Häufig wurde gefordert, die Bürger nicht im Stich zu lassen, sie besser zu informieren und neben der ständig erwähnten Medienkompetenz auch für eine Sicherheitskompetenz zu sorgen, etwa durch eine Fernsehsendung wie dem "7. Sinn", nur eben für Cybersicherheit. Den Anfang machte das Forschungsministerium selbst mit einer Ausstellung zum selbstbestimmten Leben im Café Moskau zu Berlin, die demnächst in das Heinz Nixdorf MuseumsForum wandert.

Einen anderen Ansatz wählte das Karlsruher KASTEL, indem es einen Ideenwettbewerb für Jungfilmer ausschrieb, Gefahren künftiger Techniknutzung zu visualisieren, und einen Kurzfilm mit jeweils 7000 Euro förderte. Die Ergebnisse können sich sehen lassen. Mit "Tanzend dehnen sich die Schwaben" zeigte Christoph Rath von der Deutschen Film- und Fernsehakademie Berlin die Nützlichkeit von Passphrasen gegenüber Passwörtern wie J1DfFB&-. Während sich ein trotteliger Sachbearbeiter abmüht, das Passwort zum Öffnen der Tür seines Wagens zu memorisieren, fährt der Rest der Belegschaft ins Wochenende und spricht dabei komische Sätze in die zusätzlich biometrisch abgesicherten Wagentüren.

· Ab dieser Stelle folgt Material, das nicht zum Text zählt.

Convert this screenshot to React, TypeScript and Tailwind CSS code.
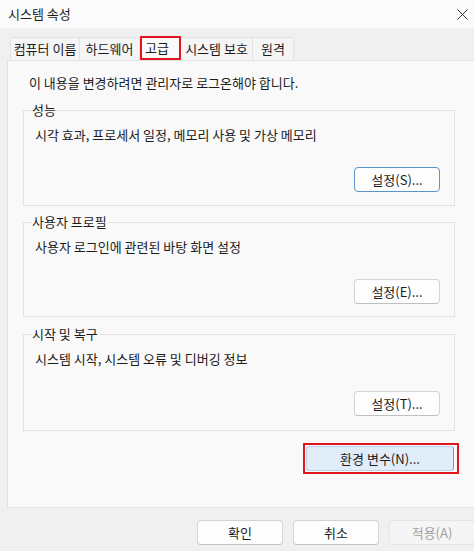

Zünftig im Steampunk-Stil gedreht kommt "Locky" von Finn Seger und Bill Raab von der Hochschule für Gestaltung Offenbach daher. Der Film illustriert das Problem der Ransomware und die Notwendigkeit täglicher Backups: Ein rabiater Staubsauger saugt die Wohnung eines Komponisten leer und fesselt diesen, bis er Lösegeld in kleinen Scheinen füttert. Während der Sauger in einen Cyberkeller rattert, wo Hunderte von Lockys ihr Geld ausspucken, macht sich der Komponist unverzüglich daran, sein Œuvre zu vervielfältigen.

Hart ging zum Schluss der Praktiker Karsten Nohl von den Berliner Security Research Labs mit den Sicherheitsforschern und der Presse ins Gericht. Das ständige Lauttönen von neu gefundenen Sicherheitslücken und daraus resultierenden Presseberichten über sagenhafte Gefahren hat nach Nohl eine Grenze erreicht, an der die Wirklichkeit nur noch verzerrt dargestellt wird.

Als Beispiel nannte er die Nachricht von der Pegasus-Malware für iPhones, nach deren Entdeckung durch die kanadischen Bürgerrechtler von Citizen Labs das Sicherheitskonzept von iOS angeblich in Schutt und Asche lag. Dabei habe Apple nach zehn Tagen einen Patch geliefert und die Lücke geschlossen, die nur das iPhone 4 betroffen habe. Dennoch machten Schlagzeilen vom unsicheren iOS die Runde, obwohl keine einzige Instanz eines echten Angriffes mit dieser Malware gefunden wurde.

Ein ähnliches Beispiel brachte Nohl auch für das angeblich noch unsicherere Android. Einen besonders harschen Vorwurf machte er dem Wired-Journalisten Andy Greenberg, der den Hack seines Cherokee Jeep veröffentlichte. Nach Erscheinen dieser Nachricht stoppten Nohl zufolge sämtliche Autohersteller die Arbeit an ihrer Software und überprüften die Software. So sei die Fortentwicklung sicherer Automobilsysteme um mindestens drei Monate zurückgeworfen worden, was Nohl anhand einer Zeitlinien-Graphik über die Entwicklungsfortschritte automobiler Sicherheit in eine vermeidbare Quote von 200.000 Unfalltoten für die nächsten zehn Jahre umrechnete.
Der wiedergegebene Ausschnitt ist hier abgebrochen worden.